Christina Hoff Sommers Rips Academic Feminists

Friday, July 3, 2009
By Robert Franklin, Esq.

"Feminist misinformation is pervasive."

So says Christina Hoff Sommers, resident scholar at the American Enterprise Institute.  In this article, she's once again taking on academic feminism in a few of its many guises (AEI, 6/29/09).  Her first example is a law school textbook on domestic violence law edited by Professor Nancy K. D. Lemon.  Sommers gets as far as the first page when she runs into this astonishing locution:

The history of women's abuse began over 2,700 years ago in the year 753 BC. It was during the reign of Romulus of Rome that wife abuse was accepted and condoned under the Laws of Chastisement. . . . The laws permitted a man to beat his wife with a rod or switch so long as its circumference was no greater than the girth of the base of the man's right thumb. The law became commonly know as 'The Rule of Thumb.' These laws established a tradition which was perpetuated in English Common Law in most of Europe.

As Sommers points out, Romulus was a fictional character and the Rule of Thumb had nothing to do with men beating their wives, whatever fantasies to the contrary feminists may choose to indulge in.  My favorite part, which Sommers doesn't mention, is the last sentence in which the writer claims that the English Common Law perpetuated traditions "in most of Europe."  Uh, no it didn't.  English Common Law governed England; the rest of Europe had its own set of laws and traditions.
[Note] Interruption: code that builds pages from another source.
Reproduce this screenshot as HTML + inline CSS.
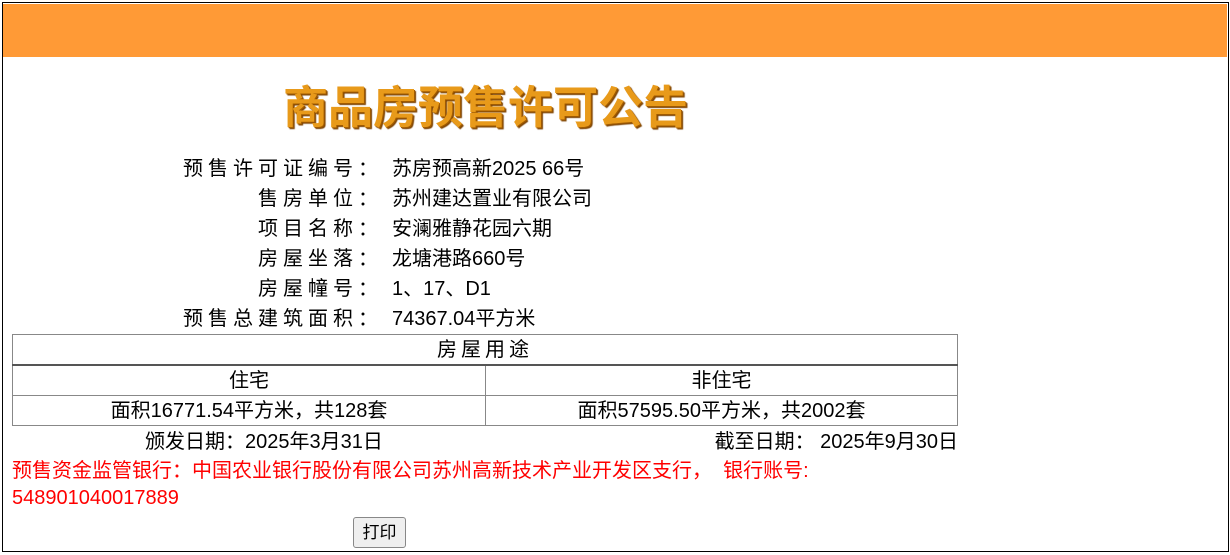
<!DOCTYPE html>
<html><head><meta charset="utf-8"><style>
body{margin:0;background:#fff;font-family:"Liberation Sans","Noto Sans CJK SC",sans-serif;color:#000;}
.frame{position:absolute;left:2px;top:2px;width:1225px;height:548px;border:1px solid #000;}
.band{position:absolute;left:3px;top:4px;width:1224px;height:53px;background:#ff9a36;}
.title{position:absolute;left:283px;top:71px;font-size:45px;font-weight:bold;font-family:"Noto Sans CJK SC",sans-serif;color:#e89a1a;text-shadow:1px 1px 0 #a05a00,2px 2px 1px #7a4000;white-space:nowrap;}
.row{position:absolute;left:0;height:30px;line-height:30px;font-size:20px;white-space:nowrap;}
.row .lab{position:absolute;left:0;width:383px;text-align:right;letter-spacing:5px}
.row .v{position:absolute;left:392px;}
table{position:absolute;left:12px;top:334px;width:946px;border-collapse:collapse;font-size:20px;}
td{border:1px solid #888;height:29px;padding:0;text-align:center;line-height:28px;}
.red{position:absolute;left:12px;top:458px;color:#f00;font-size:20px;line-height:27px;}
.btn{position:absolute;left:353px;top:517px;width:51px;height:29px;border:1px solid #888;border-radius:3px;background:#efefef;font-size:17px;line-height:29px;text-align:center;}
</style></head><body>
<div class="band"></div>
<div class="frame"></div>
<div class="title">商品房预售许可公告</div>
<div class="row" style="top:154px"><span class="lab">预售许可证编号：</span><span class="v">苏房预高新2025 66号</span></div>
<div class="row" style="top:184px"><span class="lab">售房单位：</span><span class="v">苏州建达置业有限公司</span></div>
<div class="row" style="top:214px"><span class="lab">项目名称：</span><span class="v">安澜雅静花园六期</span></div>
<div class="row" style="top:244px"><span class="lab">房屋坐落：</span><span class="v">龙塘港路660号</span></div>
<div class="row" style="top:274px"><span class="lab">房屋幢号：</span><span class="v">1、17、D1</span></div>
<div class="row" style="top:304px"><span class="lab">预售总建筑面积：</span><span class="v">74367.04平方米</span></div>
<table>
<tr><td colspan="2" style="letter-spacing:4px;border-bottom:2px solid #555">房屋用途</td></tr>
<tr><td style="width:472px">住宅</td><td>非住宅</td></tr>
<tr><td>面积16771.54平方米，共128套</td><td>面积57595.50平方米，共2002套</td></tr>
</table>
<div class="row" style="top:427px;width:958px"><span style="position:absolute;left:145px">颁发日期：2025年3月31日</span><span style="position:absolute;right:0">截至日期： 2025年9月30日</span></div>
<div class="red">预售资金监管银行：中国农业银行股份有限公司苏州高新技术产业开发区支行，&nbsp; 银行账号:<br>548901040017889</div>
<div class="btn">打印</div>
</body></html>
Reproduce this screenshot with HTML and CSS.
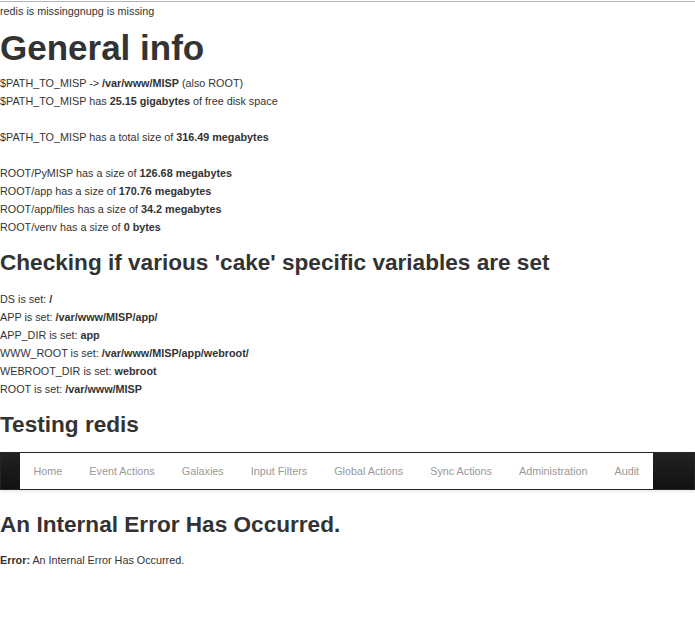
FILE: index.html
```html
<!DOCTYPE html>
<html>
<head>
<meta charset="utf-8">
<title>MISP</title>
<link rel="stylesheet" href="styles.css">
</head>
<body>
<div class="topbar"></div>
<div class="msg">redis is missinggnupg is missing</div>
<h1 class="title">General info</h1>
<div class="lines">
  <div>$PATH_TO_MISP -&gt; <b>/var/www/MISP</b> (also ROOT)</div>
  <div>$PATH_TO_MISP has <b>25.15 gigabytes</b> of free disk space</div>
  <div class="gap"></div>
  <div>$PATH_TO_MISP has a total size of <b>316.49 megabytes</b></div>
  <div class="gap"></div>
  <div>ROOT/PyMISP has a size of <b>126.68 megabytes</b></div>
  <div>ROOT/app has a size of <b>170.76 megabytes</b></div>
  <div>ROOT/app/files has a size of <b>34.2 megabytes</b></div>
  <div>ROOT/venv has a size of <b>0 bytes</b></div>
</div>
<h2 class="section">Checking if various 'cake' specific variables are set</h2>
<div class="lines">
  <div>DS is set: <b>/</b></div>
  <div>APP is set: <b>/var/www/MISP/app/</b></div>
  <div>APP_DIR is set: <b>app</b></div>
  <div>WWW_ROOT is set: <b>/var/www/MISP/app/webroot/</b></div>
  <div>WEBROOT_DIR is set: <b>webroot</b></div>
  <div>ROOT is set: <b>/var/www/MISP</b></div>
</div>
<h3 class="section redis">Testing redis</h3>
<div class="navbar">
  <div class="navbar-inner">
    <ul class="nav">
      <li><a href="#">Home</a></li>
      <li><a href="#">Event Actions</a></li>
      <li><a href="#">Galaxies</a></li>
      <li><a href="#">Input Filters</a></li>
      <li><a href="#">Global Actions</a></li>
      <li><a href="#">Sync Actions</a></li>
      <li><a href="#">Administration</a></li>
      <li><a href="#">Audit</a></li>
    </ul>
  </div>
</div>
<h2 class="section error-title">An Internal Error Has Occurred.</h2>
<p class="error"><b>Error:</b> An Internal Error Has Occurred.</p>
</body>
</html>
```
FILE: styles.css
```css
html, body {
  background: #fff;
}
body {
  margin: 0;
  font-family: "Liberation Sans", Arial, Helvetica, sans-serif;
  font-size: 10.8px;
  line-height: 18px;
  color: #333;
}
.topbar {
  height: 1px;
  margin-top: 1px;
  background: #b4b4b4;
}
.msg {
  line-height: 18px;
}
.title {
  font-size: 35px;
  line-height: 40px;
  font-weight: bold;
  margin: 8px 0 6px;
}
.lines .gap {
  height: 18px;
}
.section {
  font-size: 22.6px;
  line-height: 27px;
  font-weight: bold;
  margin: 13px 0 14px;
}
.navbar {
  margin-bottom: 21px;
}
.navbar-inner {
  display: flex;
  padding-left: 19px;
  background: linear-gradient(to bottom, #222222, #111111);
  border: 1px solid #252525;
  box-shadow: 0 1px 3px rgba(0, 0, 0, 0.12);
}
.nav {
  display: flex;
  margin: 0;
  padding: 0;
  list-style: none;
  background: #fff;
}
.nav a {
  display: block;
  padding: 9px 13.5px;
  line-height: 18px;
  color: #999;
  text-decoration: none;
}
.error-title {
  margin: 0 0 13px;
}
.error {
  margin: 0;
}
```
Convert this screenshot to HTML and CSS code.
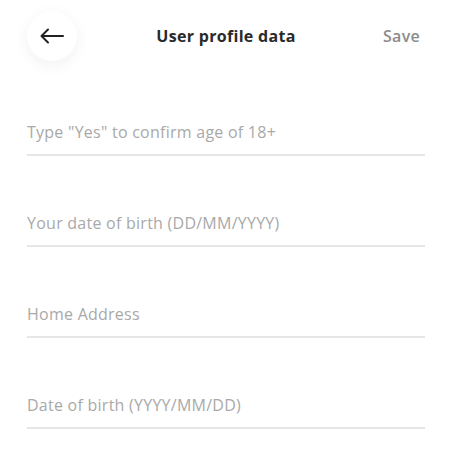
FILE: index.html
```html
<!DOCTYPE html>
<html lang="en">
<head>
    <meta charset="UTF-8">
    <meta name="viewport" content="width=device-width, initial-scale=1.0">
    <title>User profile data</title>
    <link rel="stylesheet" href="styles.css">
</head>
<body>
    <div class="header">
        <button class="back-btn" aria-label="Back">
            <svg width="24" height="16" viewBox="0 0 24 16" fill="none" stroke="#222" stroke-width="2" stroke-linecap="round" stroke-linejoin="round">
                <path d="M23 8H2"/>
                <path d="M8 1.5L1.5 8L8 14.5"/>
            </svg>
        </button>
        <h1 class="title">User profile data</h1>
        <button class="save-btn">Save</button>
    </div>

    <form class="profile-form">
        <div class="field">
            <input type="text" placeholder='Type "Yes" to confirm age of 18+'>
        </div>
        <div class="field">
            <input type="text" placeholder="Your date of birth (DD/MM/YYYY)">
        </div>
        <div class="field">
            <input type="text" placeholder="Home Address">
        </div>
        <div class="field">
            <input type="text" placeholder="Date of birth (YYYY/MM/DD)">
        </div>
    </form>
</body>
</html>
```

FILE: styles.css
```css
/* Global Styles */
* {
    box-sizing: border-box;
    margin: 0;
    padding: 0;
    font-family: "Open Sans", "Lato", sans-serif;
}
body {
    background: #fff;
    width: 452px;
}

/* Header */
.header {
    display: grid;
    grid-template-columns: 1fr auto 1fr;
    align-items: center;
    padding: 11px 32px 4px 27px;
}
.back-btn {
    width: 50px;
    height: 50px;
    border-radius: 50%;
    border: none;
    background: #fff;
    box-shadow: 0 4px 16px rgba(0, 0, 0, 0.06);
    display: flex;
    align-items: center;
    justify-content: center;
    cursor: pointer;
}
.title {
    font-size: 16px;
    font-weight: 700;
    letter-spacing: 0.3px;
    color: #2a2a2a;
    margin-left: 5px;
}
.save-btn {
    justify-self: end;
    border: none;
    background: none;
    font-size: 16px;
    font-weight: 600;
    letter-spacing: 0.3px;
    color: #8c8c8c;
    cursor: pointer;
}

/* Form fields */
.profile-form {
    padding: 0 27px;
}
.field {
    padding-top: 55px;
    padding-bottom: 10px;
    border-bottom: 2px solid #e6e6e6;
}
.field input {
    width: 100%;
    height: 24px;
    border: none;
    outline: none;
    font-size: 16px;
    letter-spacing: 0.25px;
    color: #333;
    background: transparent;
}
.field input::placeholder {
    color: #a9a9a9;
}
```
As good as Sommers is at skewering this type of inanity, she gives these writers too much credit.  The paragraph quoted above looks more like the effort of a mediocre high school student who waited to write a paper until the night before it was due.  Romulus of Rome?  Can't you just see a group of high school history teachers sitting around the teacher's lounge getting a laugh out of that one?  I can.

The intellectual dishonesty of feminism has a long and sorry history.  As Sommers points out, there are plenty of feminists whose scholarship is scrupulous.  But there are plenty more who think nothing of producing the most slipshod work imaginable.

But here's another fact - if we didn't let them get away with it, they wouldn't do it.   There was a time when American academia would have shouted this stuff down with derision. 

There may have even been a time that journalists were actually expected to know what they were talking about and get their facts straight.  So if someone claimed, as feminist watchdog Katherine Hanson actually did, that over four million women are killed every year by domestic violence (she was off by a factor of about 4,000) the writer or an editor might actually have checked up on the claim and refused to publish it when it turned out to be so wildly wrong. 

And there might have been a time when Congress didn't just swallow hook, line and sinker claims of, for example, domestic violence advocates that are well-known to be wrong.

Sadly, it seems those times have passed.